Hennepin County Attorney Mary Moriarty said she won’t use grand juries to make charging decisions in cases where law enforcement uses force resulting in the injury or death of civilians, rather than making the call herself — a practice her predecessor Mike Freeman also adopted late in his tenure.
But she did convene a grand jury after the shooting of motorist Ricky Cobb II by Minnesota State trooper Ryan Londregan last summer to gather evidence to help inform that decision.
When she announced the charges against Londregan Wednesday — second-degree murder, second-degree manslaughter and first-degree assault — there was no mention of a grand jury.
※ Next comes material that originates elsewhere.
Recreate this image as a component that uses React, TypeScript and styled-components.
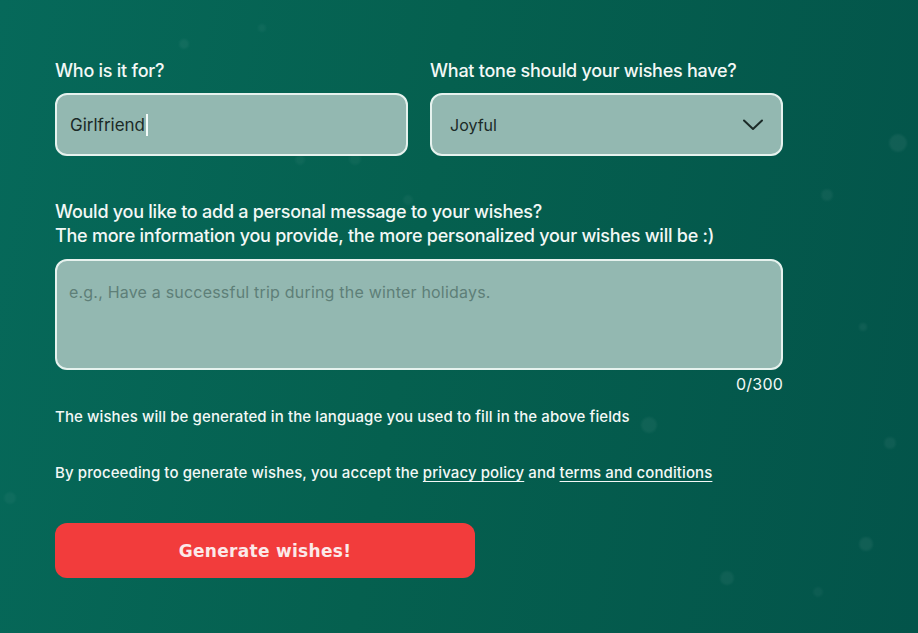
import React from "react";
import styled, { createGlobalStyle } from "styled-components";

const Global = createGlobalStyle`
  html, body { margin: 0; padding: 0; }
  body {
    font-family: Inter, "Liberation Sans", Arial, sans-serif;
    background: linear-gradient(100deg, #06695a 0%, #05604f 45%, #03544a 100%);
    min-height: 100vh;
  }
  * { box-sizing: border-box; }
`;

const Page = styled.div`
  position: relative;
  min-height: 633px;
  overflow: hidden;
  padding: 59px 0 0 55px;
`;

const Form = styled.form`
  position: relative;
  z-index: 1;
  width: 728px;
  display: flex;
  flex-direction: column;
`;

const Row = styled.div`
  display: grid;
  grid-template-columns: 1fr 1fr;
  gap: 22px;
`;

const Field = styled.div`
  display: flex;
  flex-direction: column;
  gap: 10px;
`;

const Label = styled.label`
  color: #f3f8f6;
  font-size: 18px;
  font-weight: 500;
  line-height: 24px;
  letter-spacing: -0.25px;
`;

const boxStyles = `
  width: 100%;
  background: #93b8b1;
  border: 2px solid #e6f2ee;
  border-radius: 12px;
  font-family: Inter, "Liberation Sans", Arial, sans-serif;
  font-size: 16px;
  color: #1b2a27;
  outline: none;
`;

const SelectBox = styled.div<{ $pad: number }>`
  ${boxStyles}
  height: 63px;
  padding: 0 17px 0 ${(p) => p.$pad}px;
  display: flex;
  align-items: center;
  justify-content: space-between;
`;

const Caret = styled.span`
  display: inline-block;
  width: 2px;
  height: 22px;
  background: #f5fbf9;
  margin-left: 1px;
`;

const FakeInputText = styled.span`
  display: flex;
  align-items: center;
  font-size: 17px;
`;

const Section = styled.div`
  margin-top: 44px;
  display: flex;
  flex-direction: column;
  gap: 11px;
`;

const TextArea = styled.textarea`
  ${boxStyles}
  height: 111px;
  padding: 21px 12px;
  resize: none;
  line-height: 20px;
  letter-spacing: 0.2px;
  &::placeholder { color: #5e7f78; opacity: 1; }
`;

const Counter = styled.div`
  margin-top: 6px;
  text-align: right;
  color: #f3f8f6;
  font-size: 16px;
  line-height: 16px;
  letter-spacing: 0.2px;
`;

const Note = styled.p<{ $gap: number }>`
  margin: ${(p) => p.$gap}px 0 0;
  color: #f3f8f6;
  font-size: 15px;
  font-weight: 500;
  line-height: 20px;
  letter-spacing: 0.1px;
`;

const Link = styled.a`
  color: #f3f8f6;
  text-decoration: underline;
  text-underline-offset: 3px;
`;

const Button = styled.button`
  margin-top: 40px;
  width: 420px;
  height: 55px;
  border: none;
  border-radius: 12px;
  background: #f23c3c;
  color: #fbe9e9;
  font-family: "DejaVu Sans", Verdana, sans-serif;
  font-weight: 700;
  font-size: 17px;
  letter-spacing: 0.3px;
  cursor: pointer;
`;

const Dot = styled.span<{ $x: number; $y: number; $r: number; $o: number }>`
  position: absolute;
  left: ${(p) => p.$x - p.$r}px;
  top: ${(p) => p.$y - p.$r}px;
  width: ${(p) => p.$r * 2}px;
  height: ${(p) => p.$r * 2}px;
  border-radius: 50%;
  background: rgba(255, 255, 255, ${(p) => p.$o});
  filter: blur(1px);
`;

const dots = [
  { x: 898, y: 143, r: 9, o: 0.06 },
  { x: 827, y: 195, r: 6, o: 0.05 },
  { x: 863, y: 327, r: 4, o: 0.05 },
  { x: 890, y: 443, r: 6, o: 0.05 },
  { x: 866, y: 544, r: 7, o: 0.06 },
  { x: 818, y: 592, r: 5, o: 0.04 },
  { x: 649, y: 425, r: 8, o: 0.05 },
  { x: 408, y: 200, r: 5, o: 0.04 },
  { x: 184, y: 44, r: 5, o: 0.05 },
  { x: 262, y: 28, r: 4, o: 0.04 },
  { x: 727, y: 578, r: 7, o: 0.05 },
  { x: 10, y: 498, r: 6, o: 0.04 },
  { x: 300, y: 160, r: 5, o: 0.04 },
  { x: 355, y: 159, r: 6, o: 0.04 },
];

function Chevron() {
  return (
    <svg width="22" height="14" viewBox="0 0 22 14" fill="none">
      <path d="M2 2.5 L11 11 L20 2.5" stroke="#1b2a27" strokeWidth="2" strokeLinecap="round" strokeLinejoin="round" />
    </svg>
  );
}

export default function App() {
  return (
    <>
      <Global />
      <Page>
        {dots.map((d, i) => (
          <Dot key={i} $x={d.x} $y={d.y} $r={d.r} $o={d.o} />
        ))}
        <Form onSubmit={(e) => e.preventDefault()}>
          <Row>
            <Field>
              <Label>Who is it for?</Label>
              <SelectBox $pad={13}>
                <FakeInputText>
                  Girlfriend
                  <Caret />
                </FakeInputText>
              </SelectBox>
            </Field>
            <Field>
              <Label>What tone should your wishes have?</Label>
              <SelectBox $pad={18}>
                <span>Joyful</span>
                <Chevron />
              </SelectBox>
            </Field>
          </Row>
          <Section>
            <Label>
              Would you like to add a personal message to your wishes?
              <br />
              The more information you provide, the more personalized your wishes will be :)
            </Label>
            <TextArea placeholder="e.g., Have a successful trip during the winter holidays." />
          </Section>
          <Counter>0/300</Counter>
          <Note $gap={15}>The wishes will be generated in the language you used to fill in the above fields</Note>
          <Note $gap={36}>
            By proceeding to generate wishes, you accept the <Link href="#">privacy policy</Link> and{" "}
            <Link href="#">terms and conditions</Link>
          </Note>
          <Button type="submit">Generate wishes!</Button>
        </Form>
      </Page>
    </>
  );
}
However, the office’s use of one was decried in court filings from Londregan’s attorney, Chris Madel.
Madel wrote in the filings that Moriarty abused the grand jury process “as a substitute for discovery,” or fact-finding, and the case should be dismissed or her office should be disqualified from handling it. He argues in the filing that Moriarty “decided to end-run the grand jury in order to manufacture charges.”
But what Moriarty did mirrors how Freeman relied on the process in 2018 when handling the fatal shooting of Justine Ruszczyk Damond by Minneapolis police officer Mohamed Noor. He convened a grand jury, but jurors didn’t indict the officer. Freeman made the charging decision, like Moriarty did with Londregan.
David Schultz, a political science professor at Hamline University, said the law doesn’t preclude Moriarty from using a grand jury this way. Prominent Twin Cities defense attorney Joe Tamburino echoed Schultz, saying Moriarty’s use of “the grand jury is a non-issue.”
Londregan, 27, who has less than two years of law enforcement experience, shot Cobb, 33, about 2:15 a.m. July 31 during a traffic stop on Interstate 94 in north Minneapolis for driving without taillights. Troopers had tried placing Cobb under arrest for violating a domestic order for protection. As the car started moving, dragging another trooper, Londregan shot Cobb.

Although common in federal court, the use of grand juries in Minnesota state court is rare and only seen when stakes are high, like police killings or when prosecutors are seeking a life sentence. Most often it’s to indict a defendant on first-degree murder, which only a grand jury can do.